· 7 min read

Closing & Sales Conversations

The "Take the Pen" Close: Editing the Contract Live to Build Commitment

Inviting the buyer to make small edits to the contract, a date, a deliverable name, a payment schedule, gives them co-ownership. Buyers who edit the contract sign at 2.4x the rate of those who just review it.

The "Take the Pen" Close: Editing the Contract Live to Build Commitment

Most freelancers treat contract delivery as the end of the sales process, draft it, send it, wait. The take-the-pen close treats contract delivery as the final step of the closing conversation, not the beginning of a waiting game. By inviting the buyer to make specific, bounded edits before signing, you convert a passive document review into an active commitment, and that activity is what closes the deal.

Why a Passive Contract Review Stalls

When a buyer receives a fully formed contract, their cognitive position is that of an evaluator: should I accept this? Every clause is an item to assess, not an item to shape. That evaluator stance creates distance from the decision. The buyer is comparing your contract against their mental image of what a good contract looks like, not building something alongside you.

Passive review also creates a natural delay point. “I’ll look at this over the weekend” is easy to say about a static document. It’s harder to say about a document where you’ve already been invited to participate, where your contribution is expected before the process moves forward.

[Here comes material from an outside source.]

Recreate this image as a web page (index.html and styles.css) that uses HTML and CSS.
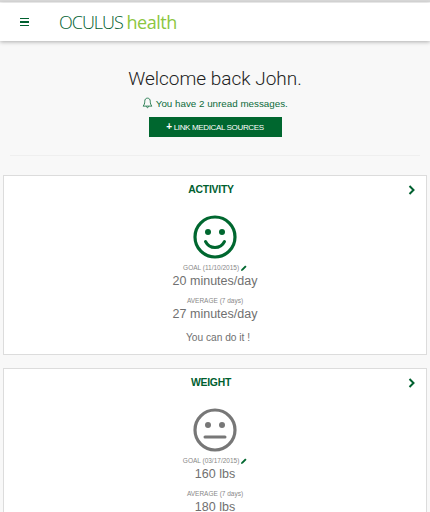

The take-the-pen close collapses that delay by giving the buyer a specific, low-effort action to take immediately.

What to Put on the “Take” List

Before sending the contract, identify three to five elements that are genuinely negotiable on logistics but not on commercial terms:

Fully open for buyer input:

  • Project start date
  • Milestone review dates
  • Deliverable names and terminology
  • Payment schedule structure (two vs. three installments, as long as total is fixed)
  • Kickoff call timing and format

Adjustable within a range:

  • Number of revision rounds (if you’ve built flexibility into your estimate)
  • Communication cadence (weekly vs. biweekly check-ins)
  • Delivery format preferences (PDF vs. Google Doc vs. Figma, etc.)

Not open for negotiation:

  • Your rate and total fee
  • Intellectual property transfer terms
  • Cancellation and kill fee policy
  • Limitation of liability
The invite to edit should be specific and bounded. “Please adjust the dates and deliverable names to match your preferences” is an invitation to collaborate. “Feel free to mark up whatever you’d like” is an invitation to renegotiate.

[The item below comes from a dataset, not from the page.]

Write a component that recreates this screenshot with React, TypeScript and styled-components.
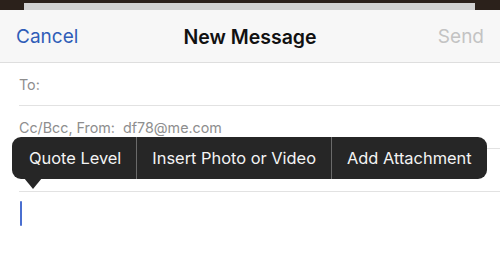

The Live Co-Editing Script

On a closing call with screen share:

“I’ve drafted the contract based on what we discussed, I want to make sure the dates and structure actually reflect how your timeline works before you sign. Let’s pull it up together. The start date here, does [proposed date] work, or do you need it a week later? And this deliverable, I’ve called it ‘Brand Audit’, is that the language your team uses, or would ‘Brand Assessment’ match how you describe it internally?”

Write their answers directly into the document while they watch. Ask about the next element. Confirm each change aloud. By the time you’ve gone through three or four items, the buyer has touched the document four times. They’ve made it partly theirs.

End with: “Does this version reflect what we discussed? If so, I’ll convert this to the final signature document and send it over in the next hour.”

The Async Version

For deals that close without a live call, send the contract as a Google Doc with comment access on the adjustable sections, and include this in your cover message:

“I’ve left the start date, milestone dates, and deliverable names open in sections 2 and 4, please adjust those to match your actual schedule and preferences, then comment or message me when it’s ready and I’ll finalize and convert to a signature copy. Everything else is standard and ready to go.”

The phrase “everything else is standard and ready to go” preemptively frames the rest of the contract as settled, so the buyer’s attention goes to the invitation sections rather than the entire document.

What the 2.4x Signature Rate Actually Means

The 2.4x figure comes from sales conversion research comparing outcomes for buyers who made at least one documented edit or comment to a contract before signing versus buyers who received and signed (or didn’t sign) a static document. The mechanism isn’t magic, it’s behavioral consistency. A buyer who has invested time customizing a document has made a small behavioral commitment to the project. That commitment creates psychological pressure to follow through, separate from their rational evaluation of whether to proceed.

The investment doesn’t need to be large. Changing one date is enough. That’s why the take-the-pen close is one of the highest-return, lowest-effort closing techniques available, it costs nothing to implement and produces a measurable shift in conversion.

Handling the Buyer Who Doesn’t Want to Edit

If a buyer says “this looks fine, just send me the final version”, they’ve given you the best possible signal. They want to sign immediately. Send the final document within 15 minutes. Do not re-introduce the editing invitation when the buyer is signaling urgency. The take-the-pen close is for buyers who are hovering; it’s not for buyers who are ready. Reading the signal correctly is as important as having the technique available.

The take-the-pen close works because it gives the buyer agency at the one moment in the sales process when they most feel like a passive recipient. Agency creates ownership. Ownership drives commitment. Commitment closes deals.